• _Your instructions_
Pull out the lines running from the one with "Write the React, TypeScript" to the one with "import React from", inclusive, word for word. Drop any picture.
——————————
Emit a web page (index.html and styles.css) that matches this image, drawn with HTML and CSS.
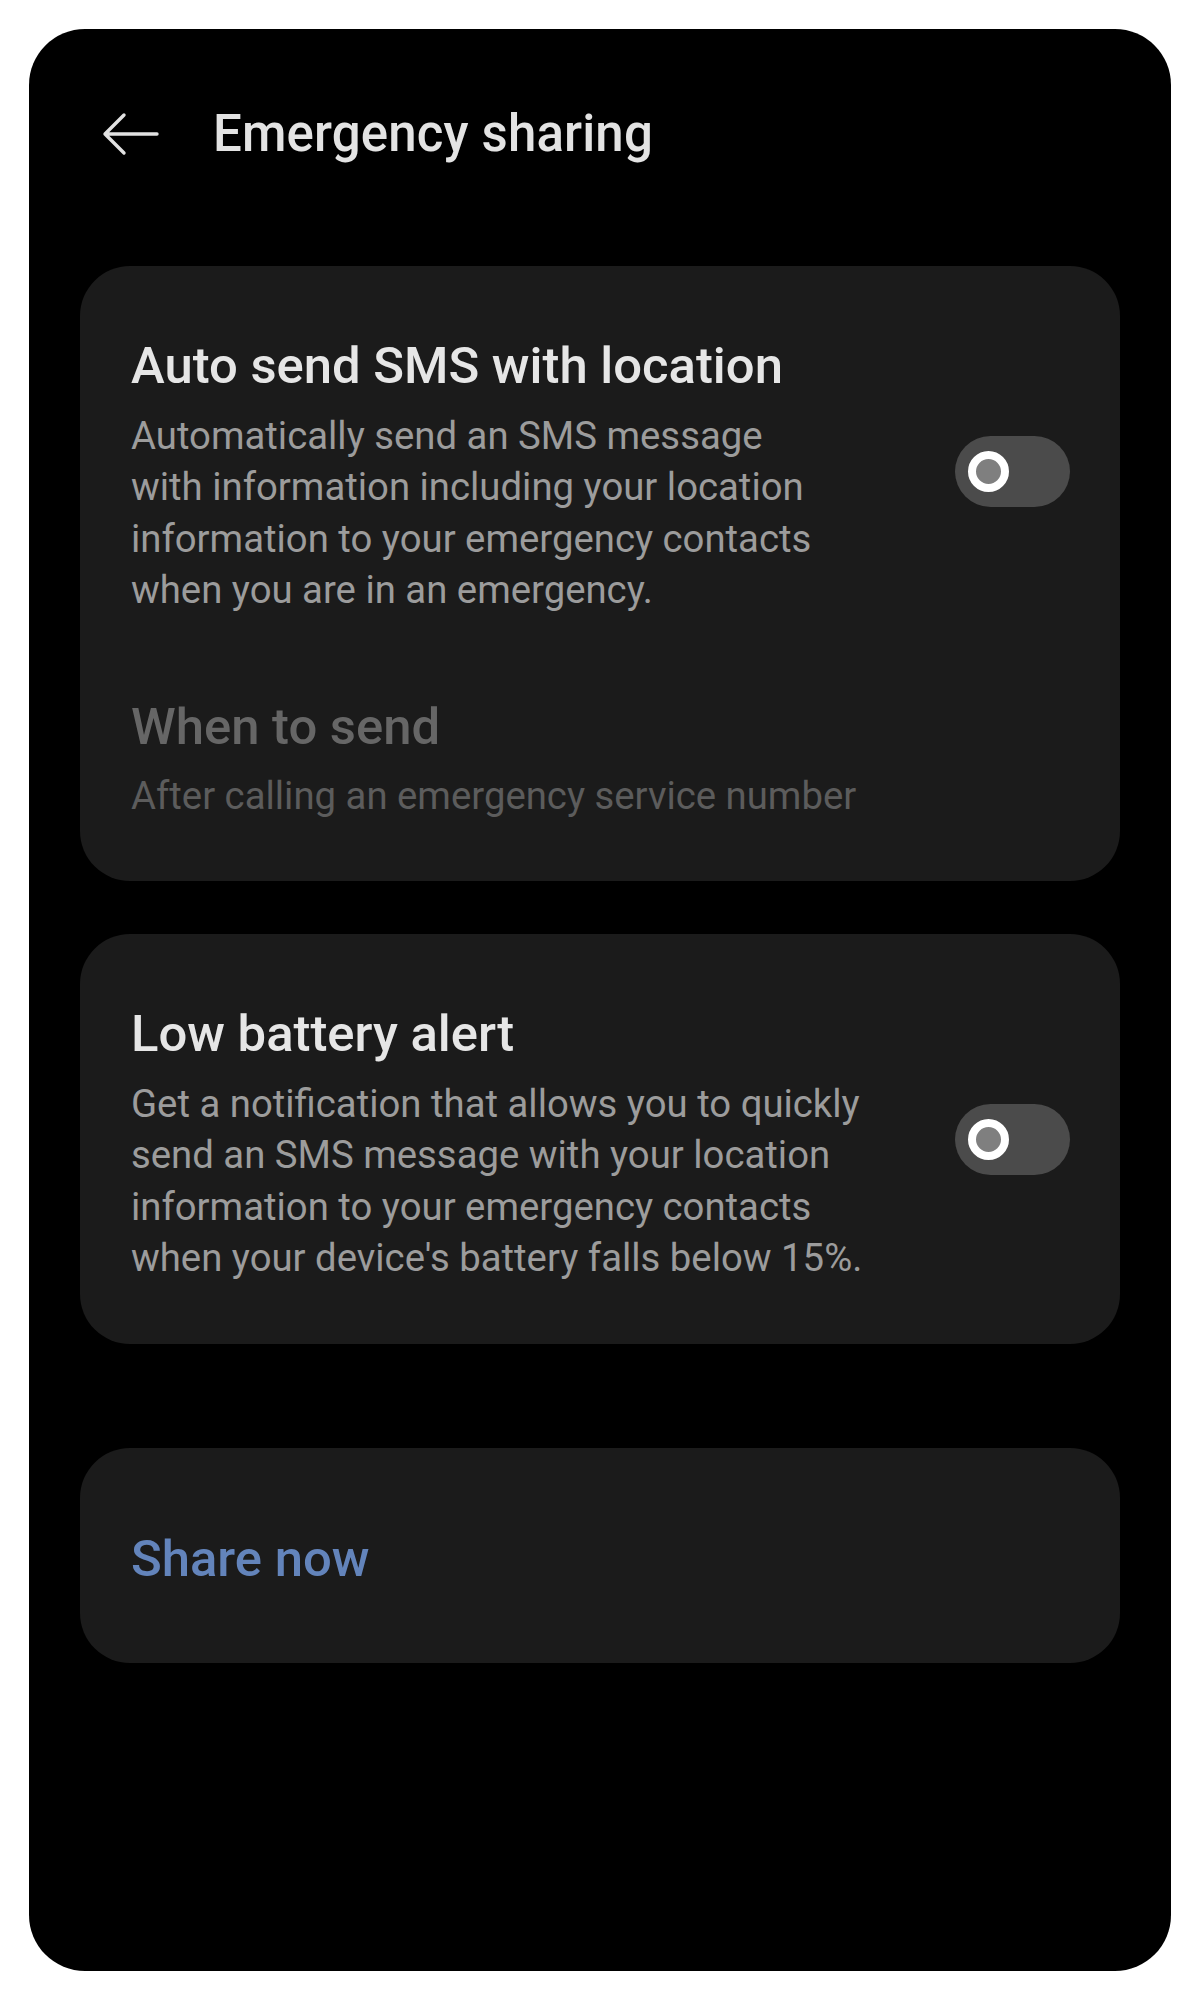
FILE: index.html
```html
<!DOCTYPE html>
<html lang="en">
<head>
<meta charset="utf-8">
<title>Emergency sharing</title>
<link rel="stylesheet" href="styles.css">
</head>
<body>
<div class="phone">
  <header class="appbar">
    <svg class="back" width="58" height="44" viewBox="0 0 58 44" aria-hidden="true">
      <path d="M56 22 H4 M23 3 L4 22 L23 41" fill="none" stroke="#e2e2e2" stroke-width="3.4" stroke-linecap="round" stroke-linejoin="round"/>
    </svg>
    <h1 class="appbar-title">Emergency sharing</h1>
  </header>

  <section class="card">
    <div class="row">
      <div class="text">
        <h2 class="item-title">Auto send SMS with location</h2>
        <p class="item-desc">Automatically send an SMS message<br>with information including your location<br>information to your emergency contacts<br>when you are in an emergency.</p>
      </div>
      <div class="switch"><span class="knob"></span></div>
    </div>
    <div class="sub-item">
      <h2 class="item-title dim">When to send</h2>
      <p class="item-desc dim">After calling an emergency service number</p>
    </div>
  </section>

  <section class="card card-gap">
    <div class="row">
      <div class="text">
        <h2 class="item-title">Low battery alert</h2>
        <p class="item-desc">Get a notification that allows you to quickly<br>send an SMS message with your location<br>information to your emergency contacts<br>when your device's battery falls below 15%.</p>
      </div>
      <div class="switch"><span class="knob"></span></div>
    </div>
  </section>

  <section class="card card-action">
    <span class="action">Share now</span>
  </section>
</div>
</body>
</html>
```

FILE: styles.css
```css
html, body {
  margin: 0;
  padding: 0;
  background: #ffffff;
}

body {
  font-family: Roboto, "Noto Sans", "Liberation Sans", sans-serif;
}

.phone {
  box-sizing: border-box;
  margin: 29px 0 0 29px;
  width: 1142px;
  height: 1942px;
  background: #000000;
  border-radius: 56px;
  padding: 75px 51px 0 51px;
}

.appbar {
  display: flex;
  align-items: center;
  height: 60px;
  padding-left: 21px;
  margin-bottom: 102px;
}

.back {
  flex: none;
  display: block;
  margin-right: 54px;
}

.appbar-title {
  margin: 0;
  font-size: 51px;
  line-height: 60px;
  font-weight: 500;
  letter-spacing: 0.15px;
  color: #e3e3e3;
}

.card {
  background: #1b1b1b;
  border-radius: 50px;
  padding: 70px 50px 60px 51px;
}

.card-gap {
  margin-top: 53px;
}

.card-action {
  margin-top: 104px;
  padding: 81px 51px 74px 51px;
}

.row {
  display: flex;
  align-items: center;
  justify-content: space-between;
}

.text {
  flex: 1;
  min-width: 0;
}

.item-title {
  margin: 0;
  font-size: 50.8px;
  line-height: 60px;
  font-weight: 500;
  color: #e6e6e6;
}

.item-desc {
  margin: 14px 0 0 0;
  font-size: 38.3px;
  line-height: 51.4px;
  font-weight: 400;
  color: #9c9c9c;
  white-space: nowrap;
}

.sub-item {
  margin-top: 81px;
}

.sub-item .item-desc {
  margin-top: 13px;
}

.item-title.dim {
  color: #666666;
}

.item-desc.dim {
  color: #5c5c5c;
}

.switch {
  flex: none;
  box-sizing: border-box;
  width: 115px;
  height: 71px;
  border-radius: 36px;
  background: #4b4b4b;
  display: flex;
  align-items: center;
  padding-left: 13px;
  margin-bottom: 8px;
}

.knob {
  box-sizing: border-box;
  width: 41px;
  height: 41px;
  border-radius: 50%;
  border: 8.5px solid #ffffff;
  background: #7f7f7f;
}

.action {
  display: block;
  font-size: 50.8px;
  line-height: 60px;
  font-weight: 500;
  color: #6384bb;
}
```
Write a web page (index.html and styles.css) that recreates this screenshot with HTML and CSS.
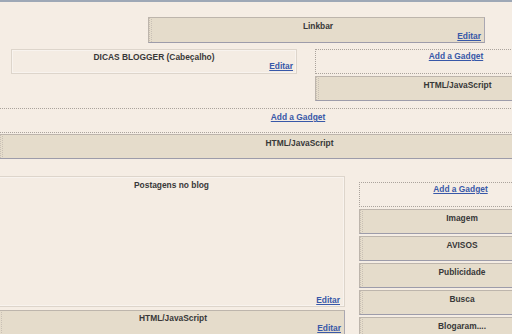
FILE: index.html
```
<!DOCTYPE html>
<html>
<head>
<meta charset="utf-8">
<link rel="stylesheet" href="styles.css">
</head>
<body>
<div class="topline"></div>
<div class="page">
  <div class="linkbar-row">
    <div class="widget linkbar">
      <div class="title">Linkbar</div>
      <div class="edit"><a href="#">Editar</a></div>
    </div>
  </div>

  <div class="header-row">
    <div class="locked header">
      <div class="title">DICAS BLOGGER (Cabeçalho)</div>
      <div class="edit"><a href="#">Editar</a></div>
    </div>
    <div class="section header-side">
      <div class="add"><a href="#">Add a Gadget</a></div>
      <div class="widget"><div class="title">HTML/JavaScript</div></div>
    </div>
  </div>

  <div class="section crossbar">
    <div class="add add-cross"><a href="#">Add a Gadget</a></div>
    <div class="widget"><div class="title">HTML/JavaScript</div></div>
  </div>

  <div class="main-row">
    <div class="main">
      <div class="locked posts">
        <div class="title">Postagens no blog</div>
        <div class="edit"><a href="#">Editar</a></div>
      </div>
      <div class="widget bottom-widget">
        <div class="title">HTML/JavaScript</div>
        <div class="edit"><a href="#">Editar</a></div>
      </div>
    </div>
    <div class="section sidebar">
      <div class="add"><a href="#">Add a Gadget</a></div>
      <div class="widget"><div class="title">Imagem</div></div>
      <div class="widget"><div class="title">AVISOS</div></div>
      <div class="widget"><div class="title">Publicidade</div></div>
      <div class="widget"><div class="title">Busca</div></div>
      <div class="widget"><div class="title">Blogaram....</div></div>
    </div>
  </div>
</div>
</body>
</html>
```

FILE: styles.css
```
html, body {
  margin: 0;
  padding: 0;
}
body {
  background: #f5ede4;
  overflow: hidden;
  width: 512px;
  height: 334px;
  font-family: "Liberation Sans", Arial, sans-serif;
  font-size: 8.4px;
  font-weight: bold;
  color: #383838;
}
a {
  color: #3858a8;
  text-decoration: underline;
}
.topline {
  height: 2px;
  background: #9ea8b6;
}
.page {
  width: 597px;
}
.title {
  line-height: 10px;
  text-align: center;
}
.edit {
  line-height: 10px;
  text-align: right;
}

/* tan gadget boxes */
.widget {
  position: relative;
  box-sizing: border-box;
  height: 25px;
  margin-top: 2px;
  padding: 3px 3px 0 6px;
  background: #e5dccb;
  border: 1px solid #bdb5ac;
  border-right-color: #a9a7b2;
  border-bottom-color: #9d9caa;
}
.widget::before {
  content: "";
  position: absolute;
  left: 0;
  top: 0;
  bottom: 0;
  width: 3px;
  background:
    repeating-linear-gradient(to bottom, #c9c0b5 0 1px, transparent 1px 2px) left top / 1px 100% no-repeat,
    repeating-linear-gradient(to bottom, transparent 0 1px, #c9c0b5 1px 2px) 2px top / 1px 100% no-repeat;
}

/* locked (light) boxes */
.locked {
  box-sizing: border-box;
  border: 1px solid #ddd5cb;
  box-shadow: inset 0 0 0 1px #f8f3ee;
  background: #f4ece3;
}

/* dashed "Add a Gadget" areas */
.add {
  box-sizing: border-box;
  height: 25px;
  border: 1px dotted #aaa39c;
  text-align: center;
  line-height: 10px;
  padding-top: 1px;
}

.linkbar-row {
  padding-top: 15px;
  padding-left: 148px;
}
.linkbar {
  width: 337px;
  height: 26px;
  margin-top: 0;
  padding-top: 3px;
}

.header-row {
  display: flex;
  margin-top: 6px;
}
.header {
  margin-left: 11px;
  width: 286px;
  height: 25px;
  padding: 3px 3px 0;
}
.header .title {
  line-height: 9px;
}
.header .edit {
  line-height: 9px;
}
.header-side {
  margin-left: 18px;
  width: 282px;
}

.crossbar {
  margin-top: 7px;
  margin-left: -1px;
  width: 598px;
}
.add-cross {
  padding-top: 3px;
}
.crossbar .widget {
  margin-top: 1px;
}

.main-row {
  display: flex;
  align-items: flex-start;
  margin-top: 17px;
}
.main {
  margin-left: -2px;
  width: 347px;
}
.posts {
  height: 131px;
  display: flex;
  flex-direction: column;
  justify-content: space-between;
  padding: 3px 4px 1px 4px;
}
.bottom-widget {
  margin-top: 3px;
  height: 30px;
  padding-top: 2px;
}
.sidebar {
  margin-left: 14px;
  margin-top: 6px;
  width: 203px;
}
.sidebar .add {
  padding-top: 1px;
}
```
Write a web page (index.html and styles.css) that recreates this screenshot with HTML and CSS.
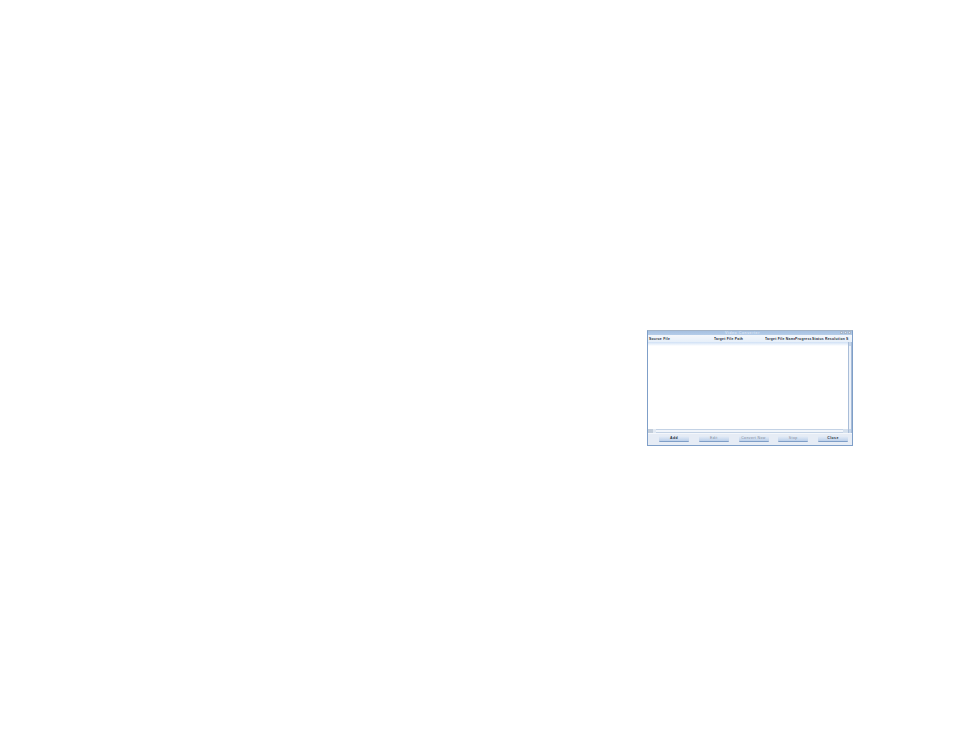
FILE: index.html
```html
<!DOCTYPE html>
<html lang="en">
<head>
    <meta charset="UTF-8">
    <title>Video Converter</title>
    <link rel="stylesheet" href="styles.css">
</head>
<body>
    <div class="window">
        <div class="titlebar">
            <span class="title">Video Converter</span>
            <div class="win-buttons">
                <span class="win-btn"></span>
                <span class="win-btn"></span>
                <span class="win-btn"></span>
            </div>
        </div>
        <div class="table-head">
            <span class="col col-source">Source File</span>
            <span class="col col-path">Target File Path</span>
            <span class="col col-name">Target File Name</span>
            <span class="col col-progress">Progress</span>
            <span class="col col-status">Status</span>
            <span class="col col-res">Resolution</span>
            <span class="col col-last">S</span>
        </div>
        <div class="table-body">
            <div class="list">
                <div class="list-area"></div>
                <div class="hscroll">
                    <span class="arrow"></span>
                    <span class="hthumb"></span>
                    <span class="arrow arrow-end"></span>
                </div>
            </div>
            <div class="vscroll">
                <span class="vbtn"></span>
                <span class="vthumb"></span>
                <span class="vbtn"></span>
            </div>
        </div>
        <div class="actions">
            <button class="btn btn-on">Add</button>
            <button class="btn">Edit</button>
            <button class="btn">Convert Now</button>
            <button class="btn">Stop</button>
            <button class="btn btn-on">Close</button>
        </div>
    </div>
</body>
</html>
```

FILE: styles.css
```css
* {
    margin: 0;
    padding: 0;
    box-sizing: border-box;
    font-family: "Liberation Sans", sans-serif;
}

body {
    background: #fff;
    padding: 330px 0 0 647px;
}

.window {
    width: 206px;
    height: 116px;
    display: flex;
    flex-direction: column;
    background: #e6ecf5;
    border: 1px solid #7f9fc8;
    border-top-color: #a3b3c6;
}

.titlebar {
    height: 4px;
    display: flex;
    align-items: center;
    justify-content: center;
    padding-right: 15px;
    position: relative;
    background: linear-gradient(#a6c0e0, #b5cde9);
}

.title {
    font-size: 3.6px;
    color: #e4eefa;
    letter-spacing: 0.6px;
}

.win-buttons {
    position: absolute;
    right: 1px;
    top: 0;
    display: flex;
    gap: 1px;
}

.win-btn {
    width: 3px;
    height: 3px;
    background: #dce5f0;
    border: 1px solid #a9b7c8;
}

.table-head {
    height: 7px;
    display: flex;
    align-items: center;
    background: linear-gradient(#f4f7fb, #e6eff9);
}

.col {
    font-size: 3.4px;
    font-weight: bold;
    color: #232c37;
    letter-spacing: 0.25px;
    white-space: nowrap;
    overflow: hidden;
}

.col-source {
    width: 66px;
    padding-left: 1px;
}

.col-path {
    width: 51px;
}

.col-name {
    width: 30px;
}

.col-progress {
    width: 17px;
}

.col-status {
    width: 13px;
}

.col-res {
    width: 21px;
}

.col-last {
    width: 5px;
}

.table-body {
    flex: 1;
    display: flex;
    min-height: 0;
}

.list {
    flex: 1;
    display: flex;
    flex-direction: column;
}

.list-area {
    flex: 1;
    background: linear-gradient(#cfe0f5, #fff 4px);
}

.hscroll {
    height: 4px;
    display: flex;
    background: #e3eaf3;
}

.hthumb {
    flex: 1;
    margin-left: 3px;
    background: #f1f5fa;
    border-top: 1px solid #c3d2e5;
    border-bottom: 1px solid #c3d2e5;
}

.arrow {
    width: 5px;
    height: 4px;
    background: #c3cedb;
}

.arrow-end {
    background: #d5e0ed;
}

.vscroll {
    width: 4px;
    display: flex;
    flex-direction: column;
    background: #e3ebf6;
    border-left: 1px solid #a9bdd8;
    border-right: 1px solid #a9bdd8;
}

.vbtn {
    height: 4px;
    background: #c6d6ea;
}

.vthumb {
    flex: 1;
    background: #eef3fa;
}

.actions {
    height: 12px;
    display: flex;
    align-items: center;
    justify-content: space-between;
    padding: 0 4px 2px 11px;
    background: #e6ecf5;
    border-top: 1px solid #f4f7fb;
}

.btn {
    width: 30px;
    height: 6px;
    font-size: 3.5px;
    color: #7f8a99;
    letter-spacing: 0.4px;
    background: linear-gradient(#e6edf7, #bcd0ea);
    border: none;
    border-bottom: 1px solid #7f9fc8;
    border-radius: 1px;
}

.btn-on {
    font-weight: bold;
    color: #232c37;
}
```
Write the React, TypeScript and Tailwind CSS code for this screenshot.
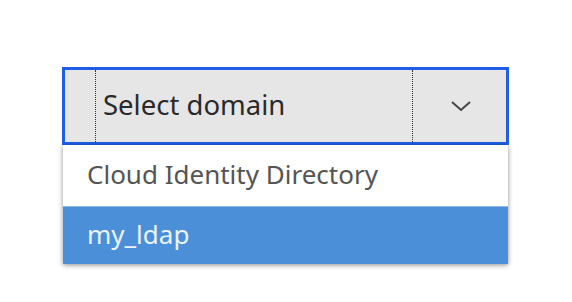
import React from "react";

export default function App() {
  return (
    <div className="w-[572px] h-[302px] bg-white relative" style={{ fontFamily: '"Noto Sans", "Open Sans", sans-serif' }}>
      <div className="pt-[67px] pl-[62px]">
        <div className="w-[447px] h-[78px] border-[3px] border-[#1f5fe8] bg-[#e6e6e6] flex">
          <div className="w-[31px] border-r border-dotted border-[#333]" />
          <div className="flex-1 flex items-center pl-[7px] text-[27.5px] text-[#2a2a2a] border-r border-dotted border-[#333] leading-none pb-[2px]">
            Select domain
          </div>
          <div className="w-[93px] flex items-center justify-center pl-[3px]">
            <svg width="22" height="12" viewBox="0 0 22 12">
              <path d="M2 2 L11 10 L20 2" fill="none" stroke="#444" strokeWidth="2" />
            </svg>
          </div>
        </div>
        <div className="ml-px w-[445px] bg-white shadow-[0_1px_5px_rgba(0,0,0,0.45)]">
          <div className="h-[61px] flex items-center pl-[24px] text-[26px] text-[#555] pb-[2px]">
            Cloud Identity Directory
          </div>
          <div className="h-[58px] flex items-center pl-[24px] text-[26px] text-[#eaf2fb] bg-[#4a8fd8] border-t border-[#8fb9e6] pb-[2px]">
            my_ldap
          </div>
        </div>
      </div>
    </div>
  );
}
——————————
• _Response to this exercise_
Write the React, TypeScript and Tailwind CSS code for this screenshot.
import React from "react";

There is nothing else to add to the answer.